Humidity Control is Essential with Amphibians and Reptiles

Filed Under: Reptiles, General Care

Collectors of reptiles and amphibians need to replicate the natural environment of their pets as close as possible. Humidity is an essential ingredient in the creation of a natural setting. Humidity affects all aspects of life and may affect growth, reproduction and even the general health of any confined species.

Acceptance of water depends in part on the species in question. Turtles, snakes and many lizards will drink from bowls. Turtles and snakes sip, while lizards will lap. Anoles, chameleons and day geckos lap from droplets sprayed or dripped onto foliage.

Dehydration may result when water is provided in an improper form or when inadequate humidity is provided.

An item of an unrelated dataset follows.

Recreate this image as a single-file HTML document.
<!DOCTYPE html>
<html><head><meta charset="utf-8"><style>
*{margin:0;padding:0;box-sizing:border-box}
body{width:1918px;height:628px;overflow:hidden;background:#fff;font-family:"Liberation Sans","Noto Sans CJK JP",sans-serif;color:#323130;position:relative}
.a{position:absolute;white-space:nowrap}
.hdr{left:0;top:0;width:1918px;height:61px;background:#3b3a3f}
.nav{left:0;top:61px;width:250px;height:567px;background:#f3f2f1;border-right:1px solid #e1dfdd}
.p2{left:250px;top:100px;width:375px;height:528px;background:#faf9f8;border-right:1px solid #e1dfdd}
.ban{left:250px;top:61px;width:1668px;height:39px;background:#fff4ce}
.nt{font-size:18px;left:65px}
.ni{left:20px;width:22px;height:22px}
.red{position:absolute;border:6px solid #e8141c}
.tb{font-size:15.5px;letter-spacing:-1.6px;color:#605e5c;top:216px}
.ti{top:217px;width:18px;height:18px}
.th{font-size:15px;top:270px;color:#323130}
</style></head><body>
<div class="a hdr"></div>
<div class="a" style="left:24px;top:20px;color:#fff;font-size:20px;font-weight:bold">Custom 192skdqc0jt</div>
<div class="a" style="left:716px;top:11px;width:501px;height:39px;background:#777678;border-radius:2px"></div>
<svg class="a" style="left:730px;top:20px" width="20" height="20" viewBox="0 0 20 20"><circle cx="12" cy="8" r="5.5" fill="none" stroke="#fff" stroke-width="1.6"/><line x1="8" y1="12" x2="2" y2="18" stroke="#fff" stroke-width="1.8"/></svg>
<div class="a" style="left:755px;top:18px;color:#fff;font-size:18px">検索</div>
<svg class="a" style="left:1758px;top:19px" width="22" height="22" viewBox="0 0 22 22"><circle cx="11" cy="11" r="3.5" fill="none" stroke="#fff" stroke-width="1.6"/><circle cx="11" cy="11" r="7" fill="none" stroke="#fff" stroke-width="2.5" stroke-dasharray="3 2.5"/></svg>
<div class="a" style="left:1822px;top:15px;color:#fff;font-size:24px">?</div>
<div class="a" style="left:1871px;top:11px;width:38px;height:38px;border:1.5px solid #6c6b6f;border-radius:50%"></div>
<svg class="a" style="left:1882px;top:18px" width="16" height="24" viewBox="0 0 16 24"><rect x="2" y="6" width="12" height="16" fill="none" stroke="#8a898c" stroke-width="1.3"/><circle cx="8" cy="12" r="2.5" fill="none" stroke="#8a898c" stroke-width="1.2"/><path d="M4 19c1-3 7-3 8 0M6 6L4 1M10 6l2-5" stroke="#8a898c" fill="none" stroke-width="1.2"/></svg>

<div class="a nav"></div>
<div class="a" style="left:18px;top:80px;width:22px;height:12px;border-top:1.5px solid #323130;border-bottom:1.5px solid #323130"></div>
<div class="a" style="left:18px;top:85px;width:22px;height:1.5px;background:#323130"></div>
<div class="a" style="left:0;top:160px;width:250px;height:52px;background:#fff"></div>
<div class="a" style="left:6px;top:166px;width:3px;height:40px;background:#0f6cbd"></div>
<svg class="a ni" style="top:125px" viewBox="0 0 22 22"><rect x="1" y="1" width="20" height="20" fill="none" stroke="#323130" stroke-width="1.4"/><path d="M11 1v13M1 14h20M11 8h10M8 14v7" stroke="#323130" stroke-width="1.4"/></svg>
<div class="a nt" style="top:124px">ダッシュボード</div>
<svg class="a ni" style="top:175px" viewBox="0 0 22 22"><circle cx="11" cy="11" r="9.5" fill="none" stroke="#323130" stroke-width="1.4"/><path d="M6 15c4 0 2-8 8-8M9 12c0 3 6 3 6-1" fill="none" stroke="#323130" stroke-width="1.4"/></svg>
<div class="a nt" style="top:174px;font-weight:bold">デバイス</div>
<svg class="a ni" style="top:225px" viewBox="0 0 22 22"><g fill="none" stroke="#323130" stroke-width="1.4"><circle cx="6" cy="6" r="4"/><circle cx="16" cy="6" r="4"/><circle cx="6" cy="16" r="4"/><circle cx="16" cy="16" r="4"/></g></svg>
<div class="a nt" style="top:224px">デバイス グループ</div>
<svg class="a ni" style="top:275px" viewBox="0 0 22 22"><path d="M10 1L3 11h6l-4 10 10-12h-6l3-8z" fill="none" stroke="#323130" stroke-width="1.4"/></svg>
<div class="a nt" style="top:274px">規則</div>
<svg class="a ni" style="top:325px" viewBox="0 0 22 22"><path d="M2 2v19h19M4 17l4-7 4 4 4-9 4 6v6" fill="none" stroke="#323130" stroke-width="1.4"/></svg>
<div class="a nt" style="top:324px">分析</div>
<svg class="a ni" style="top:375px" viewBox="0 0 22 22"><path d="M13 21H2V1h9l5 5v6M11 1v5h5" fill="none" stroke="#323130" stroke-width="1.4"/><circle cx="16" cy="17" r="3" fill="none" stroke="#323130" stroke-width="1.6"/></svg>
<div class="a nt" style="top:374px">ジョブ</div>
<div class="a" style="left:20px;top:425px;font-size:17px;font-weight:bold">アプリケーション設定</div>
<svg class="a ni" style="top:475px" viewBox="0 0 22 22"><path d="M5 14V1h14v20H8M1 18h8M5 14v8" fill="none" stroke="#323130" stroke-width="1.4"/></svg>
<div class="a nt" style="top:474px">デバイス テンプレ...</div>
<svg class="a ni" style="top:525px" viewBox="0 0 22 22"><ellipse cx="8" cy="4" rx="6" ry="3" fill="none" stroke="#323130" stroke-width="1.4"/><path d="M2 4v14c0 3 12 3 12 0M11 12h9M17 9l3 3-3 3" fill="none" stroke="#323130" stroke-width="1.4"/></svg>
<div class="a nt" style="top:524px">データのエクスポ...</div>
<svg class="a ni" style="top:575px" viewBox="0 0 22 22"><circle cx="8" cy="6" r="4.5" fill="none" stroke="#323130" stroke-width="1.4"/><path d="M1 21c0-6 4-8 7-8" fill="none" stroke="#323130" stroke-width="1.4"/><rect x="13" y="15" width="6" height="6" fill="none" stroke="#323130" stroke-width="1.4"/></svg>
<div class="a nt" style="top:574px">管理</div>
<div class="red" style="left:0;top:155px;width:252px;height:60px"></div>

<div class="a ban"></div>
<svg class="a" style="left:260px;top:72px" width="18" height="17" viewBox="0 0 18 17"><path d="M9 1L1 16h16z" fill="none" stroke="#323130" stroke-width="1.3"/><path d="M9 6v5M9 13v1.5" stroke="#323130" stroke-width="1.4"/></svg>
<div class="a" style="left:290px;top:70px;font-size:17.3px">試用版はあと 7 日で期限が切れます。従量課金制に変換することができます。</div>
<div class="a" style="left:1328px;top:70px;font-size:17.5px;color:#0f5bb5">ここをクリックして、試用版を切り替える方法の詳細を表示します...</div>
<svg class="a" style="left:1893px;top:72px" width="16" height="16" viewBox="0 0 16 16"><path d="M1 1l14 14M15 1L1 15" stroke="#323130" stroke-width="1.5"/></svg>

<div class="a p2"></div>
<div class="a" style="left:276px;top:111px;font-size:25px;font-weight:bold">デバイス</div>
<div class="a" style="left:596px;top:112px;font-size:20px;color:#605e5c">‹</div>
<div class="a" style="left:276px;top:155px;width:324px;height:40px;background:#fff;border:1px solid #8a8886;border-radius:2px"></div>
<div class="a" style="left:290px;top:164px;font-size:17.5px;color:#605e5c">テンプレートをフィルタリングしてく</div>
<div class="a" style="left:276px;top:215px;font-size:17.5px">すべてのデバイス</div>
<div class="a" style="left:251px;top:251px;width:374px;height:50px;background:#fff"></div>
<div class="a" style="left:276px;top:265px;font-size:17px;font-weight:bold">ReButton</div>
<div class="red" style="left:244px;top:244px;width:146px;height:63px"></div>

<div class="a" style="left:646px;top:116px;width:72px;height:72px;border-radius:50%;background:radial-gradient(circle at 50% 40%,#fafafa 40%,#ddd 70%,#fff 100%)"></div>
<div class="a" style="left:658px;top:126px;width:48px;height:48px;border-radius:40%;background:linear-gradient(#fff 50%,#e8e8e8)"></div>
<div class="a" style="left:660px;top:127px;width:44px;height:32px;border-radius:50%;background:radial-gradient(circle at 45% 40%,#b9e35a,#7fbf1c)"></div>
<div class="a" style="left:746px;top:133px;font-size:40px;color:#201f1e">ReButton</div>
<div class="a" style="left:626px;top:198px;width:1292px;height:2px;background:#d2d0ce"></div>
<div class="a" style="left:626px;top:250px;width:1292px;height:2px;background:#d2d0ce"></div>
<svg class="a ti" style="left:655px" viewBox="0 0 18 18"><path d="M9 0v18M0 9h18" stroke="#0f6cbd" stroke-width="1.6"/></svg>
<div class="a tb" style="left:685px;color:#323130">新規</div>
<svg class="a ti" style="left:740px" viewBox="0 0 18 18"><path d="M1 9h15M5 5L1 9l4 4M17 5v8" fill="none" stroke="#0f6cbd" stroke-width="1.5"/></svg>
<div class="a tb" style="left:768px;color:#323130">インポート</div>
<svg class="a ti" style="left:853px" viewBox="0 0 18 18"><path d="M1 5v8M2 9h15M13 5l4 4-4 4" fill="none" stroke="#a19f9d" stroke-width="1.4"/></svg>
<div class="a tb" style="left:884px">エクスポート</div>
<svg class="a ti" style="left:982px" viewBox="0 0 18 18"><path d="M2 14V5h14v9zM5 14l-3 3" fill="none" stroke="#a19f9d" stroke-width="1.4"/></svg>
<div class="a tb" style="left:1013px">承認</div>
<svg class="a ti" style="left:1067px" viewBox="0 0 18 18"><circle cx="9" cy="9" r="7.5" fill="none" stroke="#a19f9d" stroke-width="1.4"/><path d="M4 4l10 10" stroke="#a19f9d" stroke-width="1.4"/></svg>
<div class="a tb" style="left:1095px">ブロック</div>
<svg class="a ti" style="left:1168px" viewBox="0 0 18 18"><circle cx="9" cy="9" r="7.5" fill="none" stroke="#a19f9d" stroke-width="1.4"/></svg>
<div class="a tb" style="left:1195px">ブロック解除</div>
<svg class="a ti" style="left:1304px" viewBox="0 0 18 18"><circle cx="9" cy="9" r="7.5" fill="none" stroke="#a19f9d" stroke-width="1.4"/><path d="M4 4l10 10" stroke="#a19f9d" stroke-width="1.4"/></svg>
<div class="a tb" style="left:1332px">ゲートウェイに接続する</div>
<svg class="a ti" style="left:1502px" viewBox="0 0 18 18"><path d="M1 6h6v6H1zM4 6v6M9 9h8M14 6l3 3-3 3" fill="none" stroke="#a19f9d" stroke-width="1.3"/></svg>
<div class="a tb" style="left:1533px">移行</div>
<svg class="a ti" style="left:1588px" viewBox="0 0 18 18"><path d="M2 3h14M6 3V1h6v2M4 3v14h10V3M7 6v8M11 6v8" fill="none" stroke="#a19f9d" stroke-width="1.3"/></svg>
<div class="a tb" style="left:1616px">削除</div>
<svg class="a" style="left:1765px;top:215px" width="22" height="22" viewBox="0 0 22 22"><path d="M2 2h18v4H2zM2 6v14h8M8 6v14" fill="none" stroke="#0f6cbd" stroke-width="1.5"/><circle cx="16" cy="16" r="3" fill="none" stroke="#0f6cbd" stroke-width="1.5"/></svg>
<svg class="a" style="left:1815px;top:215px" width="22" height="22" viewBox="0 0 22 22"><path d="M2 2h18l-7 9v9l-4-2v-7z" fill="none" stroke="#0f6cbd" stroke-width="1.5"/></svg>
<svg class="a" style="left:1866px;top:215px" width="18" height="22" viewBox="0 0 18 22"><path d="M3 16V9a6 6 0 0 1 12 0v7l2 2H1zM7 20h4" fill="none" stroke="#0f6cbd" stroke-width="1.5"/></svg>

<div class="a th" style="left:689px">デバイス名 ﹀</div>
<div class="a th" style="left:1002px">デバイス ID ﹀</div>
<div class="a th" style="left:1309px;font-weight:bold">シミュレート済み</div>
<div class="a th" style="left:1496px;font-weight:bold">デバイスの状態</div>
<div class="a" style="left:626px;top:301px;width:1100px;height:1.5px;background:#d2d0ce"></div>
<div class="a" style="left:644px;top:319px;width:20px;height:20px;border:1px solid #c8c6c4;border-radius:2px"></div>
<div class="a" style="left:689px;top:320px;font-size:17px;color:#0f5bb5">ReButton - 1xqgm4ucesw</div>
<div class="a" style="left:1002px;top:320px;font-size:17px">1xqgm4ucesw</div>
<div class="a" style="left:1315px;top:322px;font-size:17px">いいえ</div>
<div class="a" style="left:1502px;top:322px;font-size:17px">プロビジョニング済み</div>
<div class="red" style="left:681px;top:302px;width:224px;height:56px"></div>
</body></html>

The type of water offered is also important. Hard water contains bicarbonate and sulfate salts of calcium and magnesium and is safe for reptiles. Softened water which has calcium and magnesium being replaced with sodium may be of detriment in reptiles on sodium-restrictive diets. Distilled water has all the minerals removed and the lack of minerals in the water may result in a deficiency of essential nutrients. The safety range for fluoride in various reptiles and amphibians is often narrow and the function of fluoride is not always understood in these species.

One of the cheapest and easiest ways to increase humidity within an enclosure is to use a handheld water spray bottle. Interest in the enclosure may be enhanced through the placement of a waterfall. Not only do waterfalls add humidity, but may additionally serve as a drinking water source, which is important in those species preferring running water. Ultrasonic foggers and misting machines may provide humidity on a constant interval. Another inexpensive method of providing moisture to an enclosure is to place a water dish over a heat source such as a heating pad, thereby promoting evaporation and consequently humidity.

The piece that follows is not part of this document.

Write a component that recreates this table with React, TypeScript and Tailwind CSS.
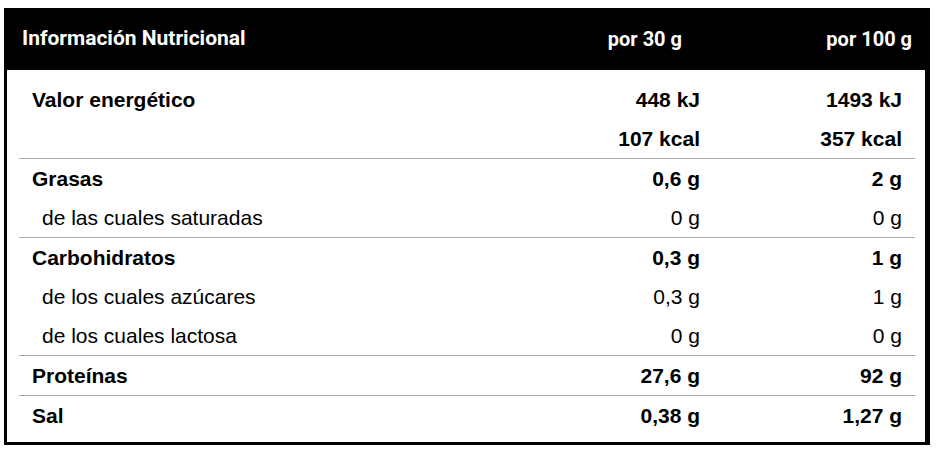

Some tortoises and certain snakes need enough water to soak in. This soaking enhances water uptake and stimulates excretion of waste materials.

Skin conditions may develop when humidity is too low or too high. Desert species of reptiles and amphibians may develop a constrictive dermatitis when the environment is too dry. The end result of such constriction may be the loss of toes or the tip of the tail. Owners may not realize that even desert species of reptiles may require areas of higher moisture. Although the ambient air in their natural environment may be dry, these animals will burrow in the ground or sand where the humidity is naturally higher during large portions of the day. Reversely, a humidity that is too high promotes the development of moist dermatitis and hyperkeratosis (thickening of the horny layers of the skin) with secondary bacterial and fungal infections that thrive in a moist environment.

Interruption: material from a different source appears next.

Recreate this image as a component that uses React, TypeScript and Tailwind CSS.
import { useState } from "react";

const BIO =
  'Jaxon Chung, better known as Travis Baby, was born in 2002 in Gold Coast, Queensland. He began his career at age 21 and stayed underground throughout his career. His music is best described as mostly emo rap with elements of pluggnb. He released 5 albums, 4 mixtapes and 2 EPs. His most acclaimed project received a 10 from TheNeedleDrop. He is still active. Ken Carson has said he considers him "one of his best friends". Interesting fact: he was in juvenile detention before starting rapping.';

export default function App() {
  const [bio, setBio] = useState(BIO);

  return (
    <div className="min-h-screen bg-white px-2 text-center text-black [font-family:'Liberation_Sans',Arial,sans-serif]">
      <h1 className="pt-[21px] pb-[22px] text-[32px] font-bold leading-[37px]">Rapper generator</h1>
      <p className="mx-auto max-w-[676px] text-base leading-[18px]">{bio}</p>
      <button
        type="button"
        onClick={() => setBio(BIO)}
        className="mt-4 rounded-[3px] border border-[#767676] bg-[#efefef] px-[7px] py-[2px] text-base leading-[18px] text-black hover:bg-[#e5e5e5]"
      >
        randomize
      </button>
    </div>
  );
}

A hygrometer should be available to calculate the level of humidity inside the pet’s enclosure.

Do not seal enclosures to keep moisture in. Air flow is important especially to avoid the buildup of bacterial and fungal infection and provide adequate levels of oxygen. Researching your pet’s natural environment is the key in determining moisture requirements.


Boyd, Darren. “Humidity Essentials”. Pet Product News International. September 2007. pp. 124-125.

Mader, Douglas R. MS, DVM. Reptile Medicine and Surgery. W.B. Saunders. 1996. pp.151-152.